* **EXERCISE PROMPT**: Listed below are entries; give the number of lines among them that include "this", and only that number.

* **MATERIAL PROVIDED**:
## start

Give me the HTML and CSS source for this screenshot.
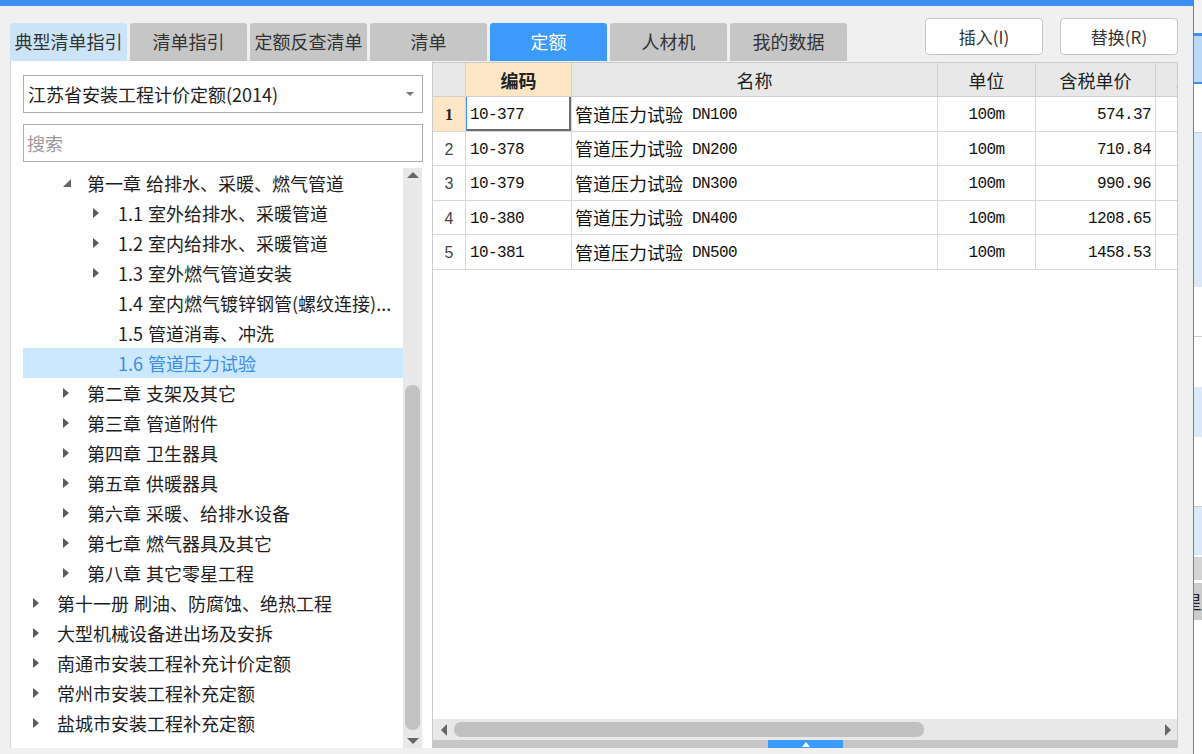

## end
## start

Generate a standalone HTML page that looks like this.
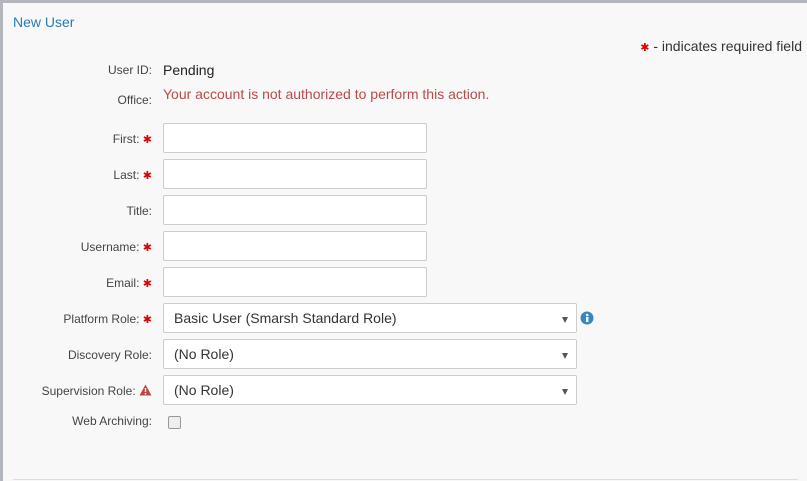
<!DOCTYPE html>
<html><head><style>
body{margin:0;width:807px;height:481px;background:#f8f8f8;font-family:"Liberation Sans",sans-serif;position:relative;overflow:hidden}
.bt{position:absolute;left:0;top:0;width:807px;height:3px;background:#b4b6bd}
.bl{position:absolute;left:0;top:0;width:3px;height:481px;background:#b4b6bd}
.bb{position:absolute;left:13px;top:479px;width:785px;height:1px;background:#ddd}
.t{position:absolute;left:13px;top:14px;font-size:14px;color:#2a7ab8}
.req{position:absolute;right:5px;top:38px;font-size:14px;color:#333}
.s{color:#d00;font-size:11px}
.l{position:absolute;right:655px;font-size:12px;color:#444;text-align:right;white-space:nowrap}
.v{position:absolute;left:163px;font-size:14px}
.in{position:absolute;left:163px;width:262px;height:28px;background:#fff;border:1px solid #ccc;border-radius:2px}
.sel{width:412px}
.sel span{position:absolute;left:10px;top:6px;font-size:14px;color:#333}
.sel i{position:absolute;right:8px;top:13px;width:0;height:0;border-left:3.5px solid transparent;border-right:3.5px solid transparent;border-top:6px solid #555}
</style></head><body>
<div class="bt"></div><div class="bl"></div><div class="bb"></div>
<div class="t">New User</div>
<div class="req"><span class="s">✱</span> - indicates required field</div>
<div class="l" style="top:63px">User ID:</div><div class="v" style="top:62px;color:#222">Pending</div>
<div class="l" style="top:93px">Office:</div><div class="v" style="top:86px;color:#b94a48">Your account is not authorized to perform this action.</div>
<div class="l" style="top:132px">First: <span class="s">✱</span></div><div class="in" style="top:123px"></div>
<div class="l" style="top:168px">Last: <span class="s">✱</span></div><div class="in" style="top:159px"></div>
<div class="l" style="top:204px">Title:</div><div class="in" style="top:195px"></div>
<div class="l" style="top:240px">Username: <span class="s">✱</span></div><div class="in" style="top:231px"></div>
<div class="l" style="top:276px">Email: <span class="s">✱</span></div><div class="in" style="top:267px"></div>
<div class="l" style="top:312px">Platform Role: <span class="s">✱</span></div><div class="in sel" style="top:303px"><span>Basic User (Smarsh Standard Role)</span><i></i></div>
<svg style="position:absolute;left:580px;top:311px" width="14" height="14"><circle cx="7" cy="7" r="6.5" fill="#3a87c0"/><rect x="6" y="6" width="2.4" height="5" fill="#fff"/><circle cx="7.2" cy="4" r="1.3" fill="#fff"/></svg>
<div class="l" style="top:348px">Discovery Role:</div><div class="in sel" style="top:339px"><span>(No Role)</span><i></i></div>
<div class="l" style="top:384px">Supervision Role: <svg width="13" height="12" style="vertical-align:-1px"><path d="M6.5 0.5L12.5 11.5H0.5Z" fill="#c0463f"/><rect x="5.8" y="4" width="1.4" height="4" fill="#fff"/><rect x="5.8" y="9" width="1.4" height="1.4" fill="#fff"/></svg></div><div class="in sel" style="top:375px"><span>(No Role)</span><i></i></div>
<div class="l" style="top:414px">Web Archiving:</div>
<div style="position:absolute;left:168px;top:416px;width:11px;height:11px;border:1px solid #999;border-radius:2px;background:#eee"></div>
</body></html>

## end

* **WORKED SOLUTION**: 3